AVAILABLE RECORDS
- - - - - - -

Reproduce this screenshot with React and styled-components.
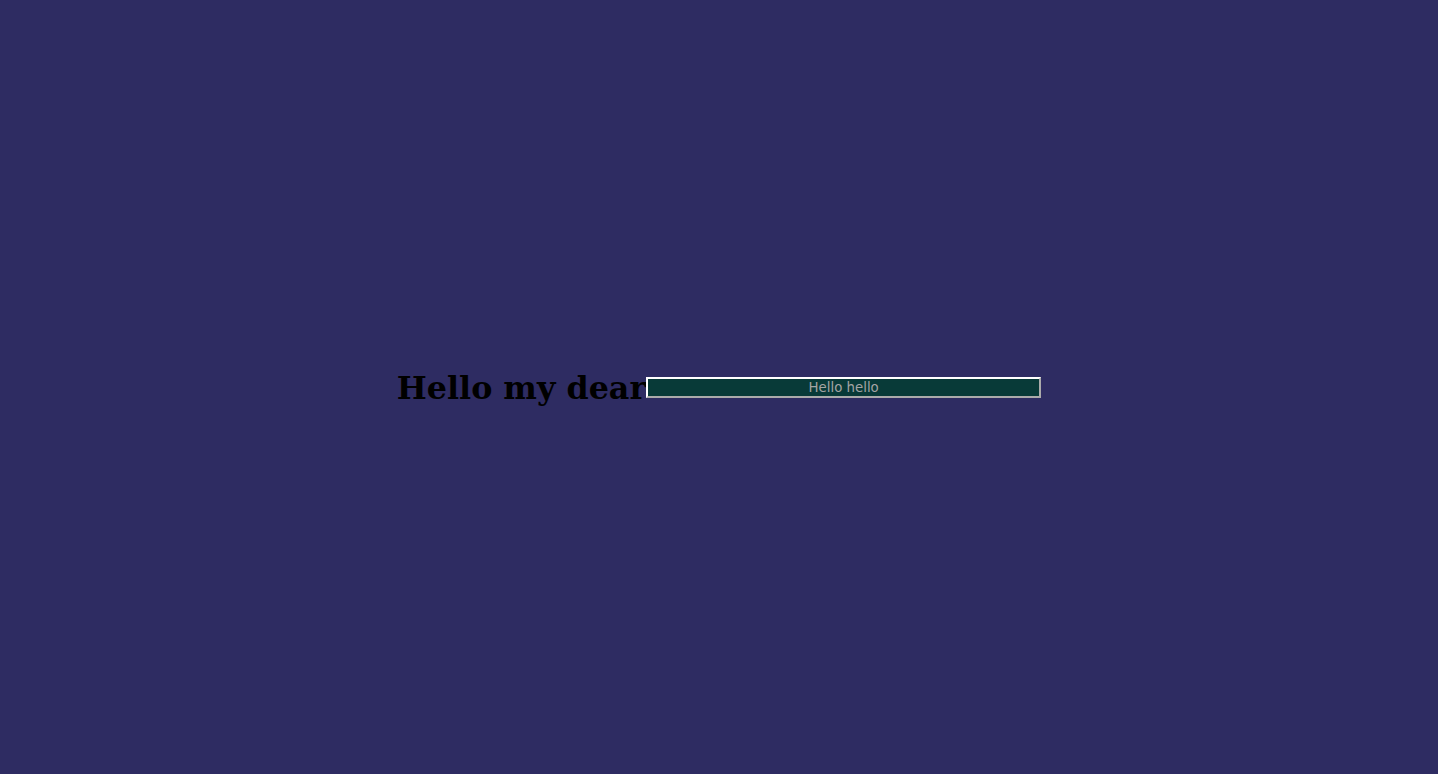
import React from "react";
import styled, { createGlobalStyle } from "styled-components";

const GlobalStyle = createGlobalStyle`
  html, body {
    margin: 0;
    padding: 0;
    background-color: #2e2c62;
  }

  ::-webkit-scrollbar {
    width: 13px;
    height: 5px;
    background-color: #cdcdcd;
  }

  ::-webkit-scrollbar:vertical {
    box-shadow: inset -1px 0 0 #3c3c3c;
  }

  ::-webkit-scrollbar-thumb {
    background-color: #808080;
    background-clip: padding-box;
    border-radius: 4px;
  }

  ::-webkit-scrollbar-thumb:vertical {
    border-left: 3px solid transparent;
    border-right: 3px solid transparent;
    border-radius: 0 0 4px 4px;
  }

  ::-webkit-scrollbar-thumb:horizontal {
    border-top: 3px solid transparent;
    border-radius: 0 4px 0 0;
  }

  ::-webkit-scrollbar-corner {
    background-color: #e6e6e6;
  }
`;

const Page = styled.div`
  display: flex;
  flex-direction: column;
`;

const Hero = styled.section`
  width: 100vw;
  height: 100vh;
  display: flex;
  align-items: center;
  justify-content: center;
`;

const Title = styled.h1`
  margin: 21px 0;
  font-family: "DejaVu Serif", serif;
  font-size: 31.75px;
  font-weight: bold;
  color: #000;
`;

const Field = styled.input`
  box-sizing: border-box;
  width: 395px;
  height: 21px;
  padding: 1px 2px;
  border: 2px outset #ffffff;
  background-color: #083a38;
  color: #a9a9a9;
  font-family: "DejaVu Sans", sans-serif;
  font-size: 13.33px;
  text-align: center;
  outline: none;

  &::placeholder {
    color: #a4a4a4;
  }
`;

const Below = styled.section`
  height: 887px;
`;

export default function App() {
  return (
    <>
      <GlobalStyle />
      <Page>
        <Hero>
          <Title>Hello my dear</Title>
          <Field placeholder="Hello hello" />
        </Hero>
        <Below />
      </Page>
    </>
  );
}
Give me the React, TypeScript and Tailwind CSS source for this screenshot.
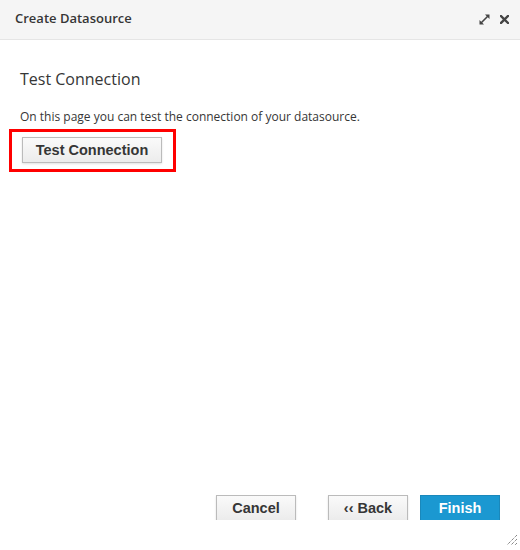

- - - - - - -

EXERCISE OBJECTIVE
Set the data above down again exactly as given, with no pictures.

PROBLEM SOLUTION
Reproduce this screenshot with React and styled-components.
import React from "react";
import styled, { createGlobalStyle } from "styled-components";

const GlobalStyle = createGlobalStyle`
  html, body {
    margin: 0;
    padding: 0;
    background-color: #2e2c62;
  }

  ::-webkit-scrollbar {
    width: 13px;
    height: 5px;
    background-color: #cdcdcd;
  }

  ::-webkit-scrollbar:vertical {
    box-shadow: inset -1px 0 0 #3c3c3c;
  }

  ::-webkit-scrollbar-thumb {
    background-color: #808080;
    background-clip: padding-box;
    border-radius: 4px;
  }

  ::-webkit-scrollbar-thumb:vertical {
    border-left: 3px solid transparent;
    border-right: 3px solid transparent;
    border-radius: 0 0 4px 4px;
  }

  ::-webkit-scrollbar-thumb:horizontal {
    border-top: 3px solid transparent;
    border-radius: 0 4px 0 0;
  }

  ::-webkit-scrollbar-corner {
    background-color: #e6e6e6;
  }
`;

const Page = styled.div`
  display: flex;
  flex-direction: column;
`;

const Hero = styled.section`
  width: 100vw;
  height: 100vh;
  display: flex;
  align-items: center;
  justify-content: center;
`;

const Title = styled.h1`
  margin: 21px 0;
  font-family: "DejaVu Serif", serif;
  font-size: 31.75px;
  font-weight: bold;
  color: #000;
`;

const Field = styled.input`
  box-sizing: border-box;
  width: 395px;
  height: 21px;
  padding: 1px 2px;
  border: 2px outset #ffffff;
  background-color: #083a38;
  color: #a9a9a9;
  font-family: "DejaVu Sans", sans-serif;
  font-size: 13.33px;
  text-align: center;
  outline: none;

  &::placeholder {
    color: #a4a4a4;
  }
`;

const Below = styled.section`
  height: 887px;
`;

export default function App() {
  return (
    <>
      <GlobalStyle />
      <Page>
        <Hero>
          <Title>Hello my dear</Title>
          <Field placeholder="Hello hello" />
        </Hero>
        <Below />
      </Page>
    </>
  );
}
Give me the React, TypeScript and Tailwind CSS source for this screenshot.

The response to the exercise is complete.